**PROBLEM**
Copy every line from the one that holds "Write the React, TypeScript" to the end of the records below, exactly and with nothing else, but without any pictures.

▬▬▬▬▬▬

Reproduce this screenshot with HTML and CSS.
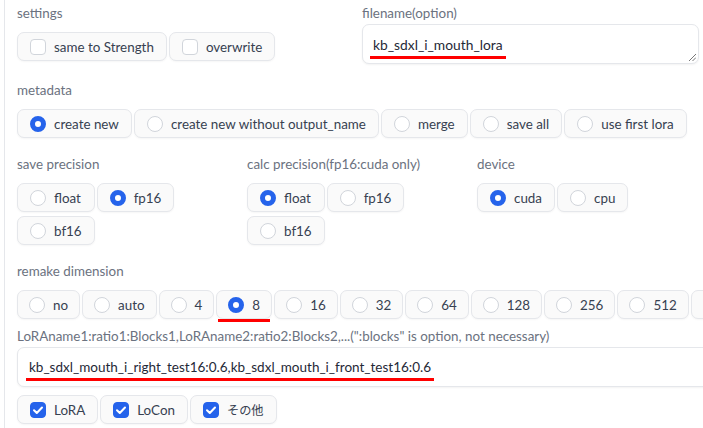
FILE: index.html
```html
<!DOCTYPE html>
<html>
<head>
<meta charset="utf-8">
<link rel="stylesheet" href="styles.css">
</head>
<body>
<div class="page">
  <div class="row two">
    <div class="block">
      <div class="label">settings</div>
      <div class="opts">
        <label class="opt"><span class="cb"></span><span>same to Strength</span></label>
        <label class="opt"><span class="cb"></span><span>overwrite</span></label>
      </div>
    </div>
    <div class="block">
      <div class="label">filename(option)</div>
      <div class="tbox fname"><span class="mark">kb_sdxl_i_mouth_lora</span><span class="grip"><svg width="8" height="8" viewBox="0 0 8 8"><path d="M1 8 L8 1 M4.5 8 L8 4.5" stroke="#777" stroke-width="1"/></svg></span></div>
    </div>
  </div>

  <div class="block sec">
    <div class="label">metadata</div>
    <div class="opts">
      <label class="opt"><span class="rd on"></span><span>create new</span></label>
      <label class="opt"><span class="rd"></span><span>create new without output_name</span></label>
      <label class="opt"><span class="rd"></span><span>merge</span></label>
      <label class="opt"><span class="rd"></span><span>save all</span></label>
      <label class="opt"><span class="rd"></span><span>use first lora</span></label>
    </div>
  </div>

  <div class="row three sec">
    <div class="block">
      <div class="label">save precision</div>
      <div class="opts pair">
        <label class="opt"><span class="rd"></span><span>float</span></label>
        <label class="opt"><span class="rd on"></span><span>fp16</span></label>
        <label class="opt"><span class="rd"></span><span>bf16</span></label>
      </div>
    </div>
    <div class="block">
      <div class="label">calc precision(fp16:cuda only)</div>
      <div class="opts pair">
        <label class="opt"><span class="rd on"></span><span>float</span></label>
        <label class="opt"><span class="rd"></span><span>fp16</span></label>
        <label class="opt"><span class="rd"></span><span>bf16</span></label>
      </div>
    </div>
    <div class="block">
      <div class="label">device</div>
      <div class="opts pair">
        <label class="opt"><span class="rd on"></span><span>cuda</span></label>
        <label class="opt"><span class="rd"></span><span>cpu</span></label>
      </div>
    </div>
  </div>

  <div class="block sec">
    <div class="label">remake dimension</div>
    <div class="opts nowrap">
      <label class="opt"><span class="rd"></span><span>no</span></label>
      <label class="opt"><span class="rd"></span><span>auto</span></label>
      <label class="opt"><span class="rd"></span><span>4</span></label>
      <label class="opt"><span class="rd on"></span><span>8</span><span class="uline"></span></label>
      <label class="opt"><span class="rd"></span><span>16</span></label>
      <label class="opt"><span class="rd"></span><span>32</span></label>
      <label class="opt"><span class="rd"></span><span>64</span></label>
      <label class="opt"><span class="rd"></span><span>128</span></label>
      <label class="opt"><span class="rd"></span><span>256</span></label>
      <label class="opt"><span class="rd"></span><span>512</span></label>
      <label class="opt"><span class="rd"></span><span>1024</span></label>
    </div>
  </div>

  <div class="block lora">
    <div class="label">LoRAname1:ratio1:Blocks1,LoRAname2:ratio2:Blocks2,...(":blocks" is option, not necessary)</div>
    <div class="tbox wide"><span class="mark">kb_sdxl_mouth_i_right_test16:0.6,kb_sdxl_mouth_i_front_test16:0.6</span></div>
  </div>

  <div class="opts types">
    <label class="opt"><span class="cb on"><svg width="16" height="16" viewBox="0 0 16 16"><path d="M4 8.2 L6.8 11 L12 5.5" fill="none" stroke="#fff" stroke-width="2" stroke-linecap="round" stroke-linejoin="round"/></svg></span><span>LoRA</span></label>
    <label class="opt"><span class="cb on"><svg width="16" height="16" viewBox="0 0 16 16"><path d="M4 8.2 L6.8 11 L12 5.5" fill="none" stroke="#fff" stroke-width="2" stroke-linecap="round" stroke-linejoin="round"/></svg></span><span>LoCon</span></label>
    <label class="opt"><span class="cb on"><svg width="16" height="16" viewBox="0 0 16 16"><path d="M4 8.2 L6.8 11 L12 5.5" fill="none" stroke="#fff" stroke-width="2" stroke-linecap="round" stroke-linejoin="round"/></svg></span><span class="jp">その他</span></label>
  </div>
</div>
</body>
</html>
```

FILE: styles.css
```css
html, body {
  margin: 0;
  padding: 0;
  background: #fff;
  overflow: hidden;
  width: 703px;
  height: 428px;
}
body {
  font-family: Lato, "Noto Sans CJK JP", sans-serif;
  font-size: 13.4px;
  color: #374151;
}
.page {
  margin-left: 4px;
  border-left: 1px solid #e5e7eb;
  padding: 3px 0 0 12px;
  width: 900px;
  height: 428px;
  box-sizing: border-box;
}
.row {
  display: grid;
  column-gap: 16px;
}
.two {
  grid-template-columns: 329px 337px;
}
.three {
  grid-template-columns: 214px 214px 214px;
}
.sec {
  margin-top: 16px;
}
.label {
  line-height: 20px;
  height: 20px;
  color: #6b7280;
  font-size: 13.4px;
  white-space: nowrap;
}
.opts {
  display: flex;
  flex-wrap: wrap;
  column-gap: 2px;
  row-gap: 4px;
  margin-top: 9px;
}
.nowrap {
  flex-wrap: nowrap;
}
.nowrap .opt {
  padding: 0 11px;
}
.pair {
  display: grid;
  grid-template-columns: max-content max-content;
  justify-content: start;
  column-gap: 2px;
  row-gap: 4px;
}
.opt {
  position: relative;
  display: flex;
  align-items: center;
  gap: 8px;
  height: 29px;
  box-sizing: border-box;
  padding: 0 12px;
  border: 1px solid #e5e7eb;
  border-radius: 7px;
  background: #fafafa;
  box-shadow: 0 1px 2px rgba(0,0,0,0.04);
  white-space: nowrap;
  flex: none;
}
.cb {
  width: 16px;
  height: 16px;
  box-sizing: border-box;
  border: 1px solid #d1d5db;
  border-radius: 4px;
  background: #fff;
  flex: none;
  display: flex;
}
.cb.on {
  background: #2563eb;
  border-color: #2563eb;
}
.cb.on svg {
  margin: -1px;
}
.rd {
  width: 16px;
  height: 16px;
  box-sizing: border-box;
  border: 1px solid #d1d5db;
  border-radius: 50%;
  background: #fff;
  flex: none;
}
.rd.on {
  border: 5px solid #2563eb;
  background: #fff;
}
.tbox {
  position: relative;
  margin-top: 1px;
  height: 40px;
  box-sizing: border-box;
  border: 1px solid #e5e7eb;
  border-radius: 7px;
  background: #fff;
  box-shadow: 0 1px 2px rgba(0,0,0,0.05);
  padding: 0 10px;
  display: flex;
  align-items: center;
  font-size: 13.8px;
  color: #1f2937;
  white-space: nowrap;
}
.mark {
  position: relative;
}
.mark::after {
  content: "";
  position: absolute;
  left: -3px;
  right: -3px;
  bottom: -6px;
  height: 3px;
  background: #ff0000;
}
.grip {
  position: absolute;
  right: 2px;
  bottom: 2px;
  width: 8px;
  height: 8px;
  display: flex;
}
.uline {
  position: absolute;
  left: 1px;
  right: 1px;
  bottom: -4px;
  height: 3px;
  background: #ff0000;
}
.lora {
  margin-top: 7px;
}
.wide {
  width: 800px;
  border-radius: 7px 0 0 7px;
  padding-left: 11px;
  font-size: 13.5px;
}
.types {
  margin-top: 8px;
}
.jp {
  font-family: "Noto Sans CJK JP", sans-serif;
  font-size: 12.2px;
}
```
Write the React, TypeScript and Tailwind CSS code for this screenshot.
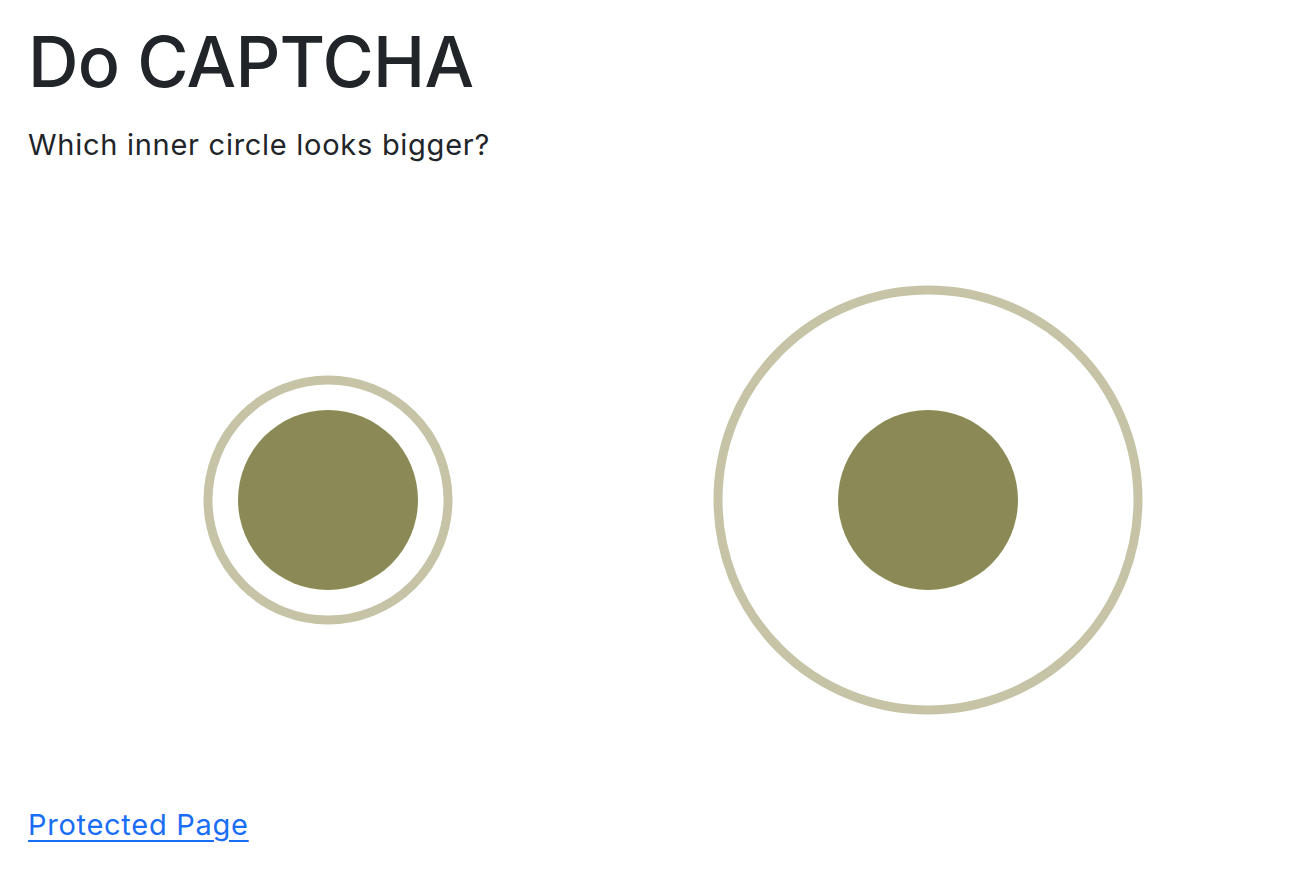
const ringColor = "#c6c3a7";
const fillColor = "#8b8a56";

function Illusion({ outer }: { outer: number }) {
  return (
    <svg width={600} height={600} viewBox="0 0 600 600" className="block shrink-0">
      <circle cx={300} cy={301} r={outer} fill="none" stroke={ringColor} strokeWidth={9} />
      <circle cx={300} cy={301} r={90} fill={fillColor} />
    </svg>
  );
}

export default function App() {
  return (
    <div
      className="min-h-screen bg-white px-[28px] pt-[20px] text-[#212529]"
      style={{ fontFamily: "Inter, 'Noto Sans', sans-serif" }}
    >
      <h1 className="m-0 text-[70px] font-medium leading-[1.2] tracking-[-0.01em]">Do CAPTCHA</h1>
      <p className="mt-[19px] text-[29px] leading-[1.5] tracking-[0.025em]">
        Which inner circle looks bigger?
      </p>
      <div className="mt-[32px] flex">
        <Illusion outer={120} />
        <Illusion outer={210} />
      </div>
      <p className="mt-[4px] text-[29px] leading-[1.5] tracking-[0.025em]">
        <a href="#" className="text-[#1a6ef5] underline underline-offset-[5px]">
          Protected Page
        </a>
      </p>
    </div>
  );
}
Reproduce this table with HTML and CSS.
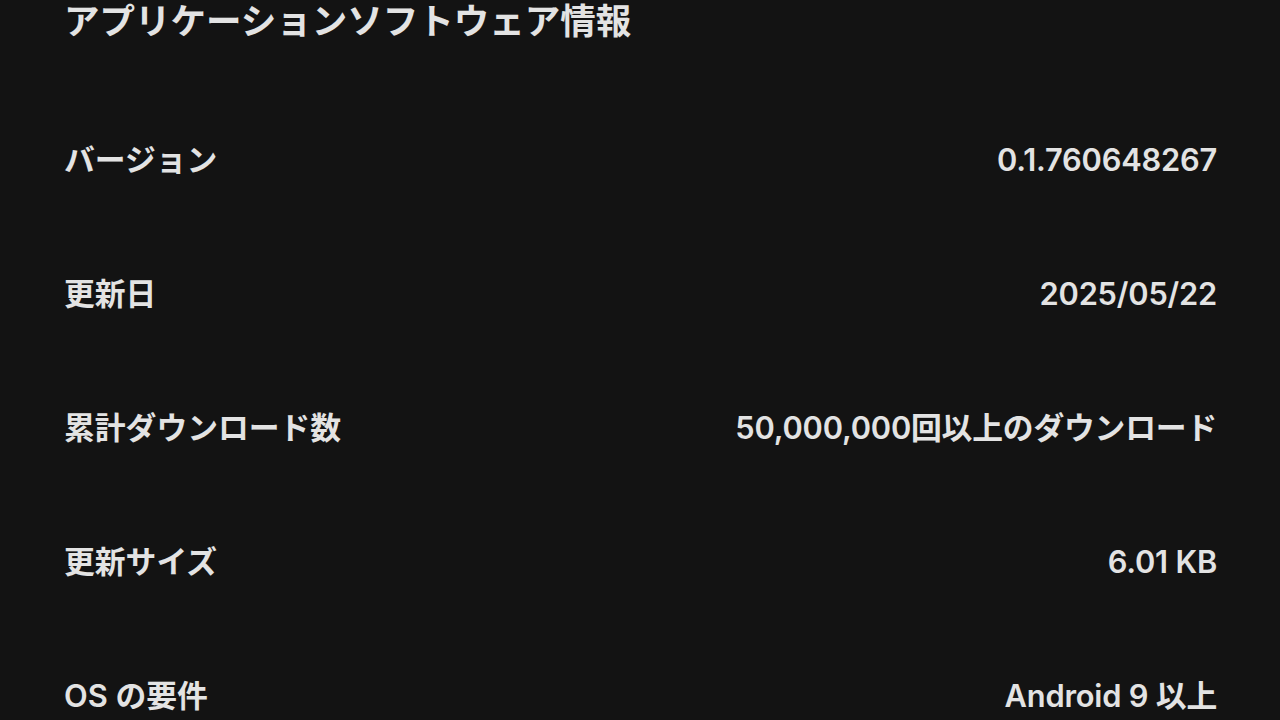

▬▬▬▬▬▬

**EXERCISE SOLUTION**
Write the React, TypeScript and Tailwind CSS code for this screenshot.
const ringColor = "#c6c3a7";
const fillColor = "#8b8a56";

function Illusion({ outer }: { outer: number }) {
  return (
    <svg width={600} height={600} viewBox="0 0 600 600" className="block shrink-0">
      <circle cx={300} cy={301} r={outer} fill="none" stroke={ringColor} strokeWidth={9} />
      <circle cx={300} cy={301} r={90} fill={fillColor} />
    </svg>
  );
}

export default function App() {
  return (
    <div
      className="min-h-screen bg-white px-[28px] pt-[20px] text-[#212529]"
      style={{ fontFamily: "Inter, 'Noto Sans', sans-serif" }}
    >
      <h1 className="m-0 text-[70px] font-medium leading-[1.2] tracking-[-0.01em]">Do CAPTCHA</h1>
      <p className="mt-[19px] text-[29px] leading-[1.5] tracking-[0.025em]">
        Which inner circle looks bigger?
      </p>
      <div className="mt-[32px] flex">
        <Illusion outer={120} />
        <Illusion outer={210} />
      </div>
      <p className="mt-[4px] text-[29px] leading-[1.5] tracking-[0.025em]">
        <a href="#" className="text-[#1a6ef5] underline underline-offset-[5px]">
          Protected Page
        </a>
      </p>
    </div>
  );
}
Reproduce this table with HTML and CSS.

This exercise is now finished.